[START OF DATA SUPPLIED]
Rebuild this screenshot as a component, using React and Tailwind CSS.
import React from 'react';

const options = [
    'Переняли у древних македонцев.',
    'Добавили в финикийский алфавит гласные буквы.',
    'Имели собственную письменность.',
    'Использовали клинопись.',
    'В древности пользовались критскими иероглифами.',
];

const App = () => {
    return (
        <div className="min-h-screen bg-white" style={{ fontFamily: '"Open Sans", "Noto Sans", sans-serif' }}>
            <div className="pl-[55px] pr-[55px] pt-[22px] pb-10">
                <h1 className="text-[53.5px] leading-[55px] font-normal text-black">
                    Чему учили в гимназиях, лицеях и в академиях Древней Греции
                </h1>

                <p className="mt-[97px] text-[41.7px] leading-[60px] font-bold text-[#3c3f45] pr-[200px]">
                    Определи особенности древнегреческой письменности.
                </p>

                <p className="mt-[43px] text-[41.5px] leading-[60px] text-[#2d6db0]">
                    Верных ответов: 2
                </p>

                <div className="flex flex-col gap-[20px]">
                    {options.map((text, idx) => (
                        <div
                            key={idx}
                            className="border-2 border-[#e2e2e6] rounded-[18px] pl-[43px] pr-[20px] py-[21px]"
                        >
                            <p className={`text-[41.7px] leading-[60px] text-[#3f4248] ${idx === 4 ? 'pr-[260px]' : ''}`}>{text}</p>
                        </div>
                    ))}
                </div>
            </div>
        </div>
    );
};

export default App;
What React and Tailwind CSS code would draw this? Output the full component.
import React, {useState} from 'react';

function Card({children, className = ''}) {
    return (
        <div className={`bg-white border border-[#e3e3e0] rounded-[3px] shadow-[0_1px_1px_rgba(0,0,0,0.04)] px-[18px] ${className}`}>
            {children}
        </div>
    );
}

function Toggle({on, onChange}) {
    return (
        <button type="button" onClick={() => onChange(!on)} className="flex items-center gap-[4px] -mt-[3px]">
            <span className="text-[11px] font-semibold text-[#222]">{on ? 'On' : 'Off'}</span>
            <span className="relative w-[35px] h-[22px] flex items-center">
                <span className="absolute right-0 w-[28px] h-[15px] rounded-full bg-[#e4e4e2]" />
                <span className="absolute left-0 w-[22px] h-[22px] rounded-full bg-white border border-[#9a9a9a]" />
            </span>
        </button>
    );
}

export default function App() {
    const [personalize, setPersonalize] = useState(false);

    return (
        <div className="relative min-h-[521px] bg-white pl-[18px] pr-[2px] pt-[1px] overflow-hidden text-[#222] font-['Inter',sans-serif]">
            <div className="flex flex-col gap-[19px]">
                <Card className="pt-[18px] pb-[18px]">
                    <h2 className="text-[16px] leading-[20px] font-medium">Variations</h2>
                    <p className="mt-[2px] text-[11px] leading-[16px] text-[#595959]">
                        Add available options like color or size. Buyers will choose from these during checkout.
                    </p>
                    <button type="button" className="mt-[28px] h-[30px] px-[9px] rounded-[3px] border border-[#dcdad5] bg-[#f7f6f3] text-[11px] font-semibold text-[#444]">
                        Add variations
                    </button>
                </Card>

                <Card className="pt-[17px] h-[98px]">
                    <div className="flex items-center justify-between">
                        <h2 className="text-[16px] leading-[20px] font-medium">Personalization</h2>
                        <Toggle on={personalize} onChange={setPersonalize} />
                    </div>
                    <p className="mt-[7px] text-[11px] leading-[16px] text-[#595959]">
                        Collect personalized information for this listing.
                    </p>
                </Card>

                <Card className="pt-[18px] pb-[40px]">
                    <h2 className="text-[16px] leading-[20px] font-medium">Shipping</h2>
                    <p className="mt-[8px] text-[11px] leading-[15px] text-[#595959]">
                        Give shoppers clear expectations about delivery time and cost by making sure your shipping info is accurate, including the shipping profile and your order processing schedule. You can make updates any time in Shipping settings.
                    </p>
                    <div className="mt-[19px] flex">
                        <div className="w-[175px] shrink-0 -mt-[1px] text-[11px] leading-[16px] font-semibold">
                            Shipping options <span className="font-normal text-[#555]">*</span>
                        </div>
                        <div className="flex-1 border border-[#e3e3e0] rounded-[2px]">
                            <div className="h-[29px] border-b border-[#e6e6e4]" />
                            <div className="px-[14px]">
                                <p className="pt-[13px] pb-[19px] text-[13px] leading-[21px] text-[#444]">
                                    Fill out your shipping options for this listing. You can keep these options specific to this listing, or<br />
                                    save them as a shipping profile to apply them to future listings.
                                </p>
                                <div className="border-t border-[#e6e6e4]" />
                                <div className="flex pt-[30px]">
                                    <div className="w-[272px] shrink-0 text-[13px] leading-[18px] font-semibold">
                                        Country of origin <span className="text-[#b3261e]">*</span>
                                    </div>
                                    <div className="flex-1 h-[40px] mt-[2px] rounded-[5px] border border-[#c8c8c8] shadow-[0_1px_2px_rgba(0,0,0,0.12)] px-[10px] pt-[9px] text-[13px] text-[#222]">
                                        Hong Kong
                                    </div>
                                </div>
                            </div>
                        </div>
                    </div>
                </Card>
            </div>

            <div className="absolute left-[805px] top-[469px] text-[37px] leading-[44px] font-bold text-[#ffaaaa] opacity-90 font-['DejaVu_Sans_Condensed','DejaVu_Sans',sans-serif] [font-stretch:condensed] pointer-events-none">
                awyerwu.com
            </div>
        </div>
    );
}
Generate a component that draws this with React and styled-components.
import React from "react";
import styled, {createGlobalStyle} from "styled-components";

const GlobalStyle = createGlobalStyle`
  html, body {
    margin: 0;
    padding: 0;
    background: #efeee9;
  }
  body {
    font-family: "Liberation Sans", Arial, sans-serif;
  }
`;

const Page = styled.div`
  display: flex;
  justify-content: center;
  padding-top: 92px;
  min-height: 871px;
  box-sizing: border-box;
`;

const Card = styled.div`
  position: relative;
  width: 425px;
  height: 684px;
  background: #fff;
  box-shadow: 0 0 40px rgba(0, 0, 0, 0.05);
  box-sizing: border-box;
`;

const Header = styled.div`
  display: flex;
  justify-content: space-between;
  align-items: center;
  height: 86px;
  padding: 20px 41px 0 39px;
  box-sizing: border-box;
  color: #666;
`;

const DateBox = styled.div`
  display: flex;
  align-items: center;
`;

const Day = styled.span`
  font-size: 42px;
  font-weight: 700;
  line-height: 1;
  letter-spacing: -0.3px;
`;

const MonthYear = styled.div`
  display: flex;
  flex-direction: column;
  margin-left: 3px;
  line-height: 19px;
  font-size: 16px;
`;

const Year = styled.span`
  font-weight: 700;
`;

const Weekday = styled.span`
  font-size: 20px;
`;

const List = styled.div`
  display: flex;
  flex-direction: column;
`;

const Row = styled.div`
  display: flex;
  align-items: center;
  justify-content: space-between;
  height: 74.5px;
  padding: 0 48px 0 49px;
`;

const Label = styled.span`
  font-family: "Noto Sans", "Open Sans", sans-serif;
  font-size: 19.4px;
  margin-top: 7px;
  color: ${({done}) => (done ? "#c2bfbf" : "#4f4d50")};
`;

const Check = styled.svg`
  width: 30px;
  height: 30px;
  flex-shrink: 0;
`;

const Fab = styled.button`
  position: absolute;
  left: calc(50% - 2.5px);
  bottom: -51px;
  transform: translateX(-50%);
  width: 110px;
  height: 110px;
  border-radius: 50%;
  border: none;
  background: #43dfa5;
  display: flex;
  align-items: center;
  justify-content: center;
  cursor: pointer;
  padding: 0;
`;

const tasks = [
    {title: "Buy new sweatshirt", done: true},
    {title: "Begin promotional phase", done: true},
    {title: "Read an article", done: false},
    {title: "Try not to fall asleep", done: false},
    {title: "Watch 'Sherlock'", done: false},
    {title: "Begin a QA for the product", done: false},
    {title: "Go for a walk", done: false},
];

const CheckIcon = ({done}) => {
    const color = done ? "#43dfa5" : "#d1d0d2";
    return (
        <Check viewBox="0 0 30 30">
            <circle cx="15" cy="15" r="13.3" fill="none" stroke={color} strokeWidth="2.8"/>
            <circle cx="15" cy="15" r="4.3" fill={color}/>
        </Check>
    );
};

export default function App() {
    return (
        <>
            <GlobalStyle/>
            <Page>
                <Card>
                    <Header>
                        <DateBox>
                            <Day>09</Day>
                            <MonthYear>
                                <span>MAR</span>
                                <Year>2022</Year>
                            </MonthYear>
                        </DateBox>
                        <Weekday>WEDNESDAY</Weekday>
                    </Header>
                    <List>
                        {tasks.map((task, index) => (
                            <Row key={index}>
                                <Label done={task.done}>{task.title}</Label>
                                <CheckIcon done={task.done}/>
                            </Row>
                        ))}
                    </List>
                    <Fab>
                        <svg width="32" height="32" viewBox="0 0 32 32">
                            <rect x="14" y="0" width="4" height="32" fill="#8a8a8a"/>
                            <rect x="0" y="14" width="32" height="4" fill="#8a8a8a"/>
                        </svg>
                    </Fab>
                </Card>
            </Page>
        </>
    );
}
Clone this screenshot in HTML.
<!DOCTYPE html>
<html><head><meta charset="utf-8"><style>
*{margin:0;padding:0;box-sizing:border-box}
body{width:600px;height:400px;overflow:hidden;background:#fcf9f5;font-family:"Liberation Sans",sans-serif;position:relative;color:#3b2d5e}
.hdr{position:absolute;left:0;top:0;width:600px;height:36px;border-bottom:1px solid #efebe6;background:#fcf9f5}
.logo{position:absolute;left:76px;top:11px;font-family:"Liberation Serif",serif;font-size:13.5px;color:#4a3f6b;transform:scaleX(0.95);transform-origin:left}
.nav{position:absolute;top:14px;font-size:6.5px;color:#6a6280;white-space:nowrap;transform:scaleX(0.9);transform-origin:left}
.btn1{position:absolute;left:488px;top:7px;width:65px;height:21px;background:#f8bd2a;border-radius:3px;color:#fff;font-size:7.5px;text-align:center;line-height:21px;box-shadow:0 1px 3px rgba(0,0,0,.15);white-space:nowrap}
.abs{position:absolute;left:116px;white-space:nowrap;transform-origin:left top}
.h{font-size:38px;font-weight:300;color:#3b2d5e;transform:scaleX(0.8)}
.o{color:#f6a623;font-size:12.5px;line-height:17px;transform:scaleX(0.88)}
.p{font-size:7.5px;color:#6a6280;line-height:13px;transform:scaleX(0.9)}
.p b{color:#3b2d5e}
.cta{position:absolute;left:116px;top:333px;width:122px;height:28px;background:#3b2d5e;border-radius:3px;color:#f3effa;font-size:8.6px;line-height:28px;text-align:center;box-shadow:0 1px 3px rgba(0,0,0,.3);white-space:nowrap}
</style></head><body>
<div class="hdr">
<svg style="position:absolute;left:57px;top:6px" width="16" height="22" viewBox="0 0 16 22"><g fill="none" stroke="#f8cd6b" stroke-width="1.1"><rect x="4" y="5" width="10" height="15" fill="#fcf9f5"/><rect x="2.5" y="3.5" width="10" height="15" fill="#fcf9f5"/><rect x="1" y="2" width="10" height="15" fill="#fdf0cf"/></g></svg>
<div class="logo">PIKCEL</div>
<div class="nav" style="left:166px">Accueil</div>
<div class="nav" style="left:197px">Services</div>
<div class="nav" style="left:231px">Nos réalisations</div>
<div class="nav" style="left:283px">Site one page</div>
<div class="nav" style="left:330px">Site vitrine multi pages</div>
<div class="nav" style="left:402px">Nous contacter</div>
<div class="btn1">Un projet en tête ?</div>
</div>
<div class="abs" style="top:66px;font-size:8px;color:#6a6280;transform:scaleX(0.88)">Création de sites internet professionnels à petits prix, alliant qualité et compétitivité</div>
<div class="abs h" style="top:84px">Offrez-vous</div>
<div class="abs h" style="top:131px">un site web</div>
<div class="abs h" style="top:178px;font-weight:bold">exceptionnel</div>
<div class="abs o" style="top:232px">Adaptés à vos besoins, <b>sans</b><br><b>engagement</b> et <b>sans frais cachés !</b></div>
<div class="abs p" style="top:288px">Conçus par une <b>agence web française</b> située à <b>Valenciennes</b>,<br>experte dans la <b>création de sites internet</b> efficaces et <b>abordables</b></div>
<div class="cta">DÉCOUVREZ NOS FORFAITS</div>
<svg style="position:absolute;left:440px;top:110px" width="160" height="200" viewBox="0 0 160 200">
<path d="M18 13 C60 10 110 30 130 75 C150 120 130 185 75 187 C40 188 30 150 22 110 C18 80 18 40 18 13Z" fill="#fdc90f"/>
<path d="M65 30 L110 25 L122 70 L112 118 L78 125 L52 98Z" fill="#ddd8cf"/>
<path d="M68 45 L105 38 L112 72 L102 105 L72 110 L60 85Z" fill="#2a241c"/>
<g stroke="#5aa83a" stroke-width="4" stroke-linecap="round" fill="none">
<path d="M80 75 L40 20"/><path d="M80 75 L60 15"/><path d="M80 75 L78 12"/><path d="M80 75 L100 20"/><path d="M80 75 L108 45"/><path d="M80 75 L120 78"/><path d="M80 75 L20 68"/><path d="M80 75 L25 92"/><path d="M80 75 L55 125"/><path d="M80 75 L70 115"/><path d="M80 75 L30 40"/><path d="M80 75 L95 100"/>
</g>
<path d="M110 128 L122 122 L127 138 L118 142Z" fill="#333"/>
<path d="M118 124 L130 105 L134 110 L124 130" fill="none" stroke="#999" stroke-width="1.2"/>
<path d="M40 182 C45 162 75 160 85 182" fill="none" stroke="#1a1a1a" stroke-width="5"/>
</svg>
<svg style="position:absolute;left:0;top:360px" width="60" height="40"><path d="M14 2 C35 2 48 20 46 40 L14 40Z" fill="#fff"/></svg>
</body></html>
[END OF DATA SUPPLIED]
### EXERCISE DESCRIPTION
Reproduce exactly the lines from the line with "What React and" through the line with "const [personalize, setPersonalize]", both end lines included, and only those lines.

### SOLUTION TO THIS TASK
What React and Tailwind CSS code would draw this? Output the full component.
import React, {useState} from 'react';

function Card({children, className = ''}) {
    return (
        <div className={`bg-white border border-[#e3e3e0] rounded-[3px] shadow-[0_1px_1px_rgba(0,0,0,0.04)] px-[18px] ${className}`}>
            {children}
        </div>
    );
}

function Toggle({on, onChange}) {
    return (
        <button type="button" onClick={() => onChange(!on)} className="flex items-center gap-[4px] -mt-[3px]">
            <span className="text-[11px] font-semibold text-[#222]">{on ? 'On' : 'Off'}</span>
            <span className="relative w-[35px] h-[22px] flex items-center">
                <span className="absolute right-0 w-[28px] h-[15px] rounded-full bg-[#e4e4e2]" />
                <span className="absolute left-0 w-[22px] h-[22px] rounded-full bg-white border border-[#9a9a9a]" />
            </span>
        </button>
    );
}

export default function App() {
    const [personalize, setPersonalize] = useState(false);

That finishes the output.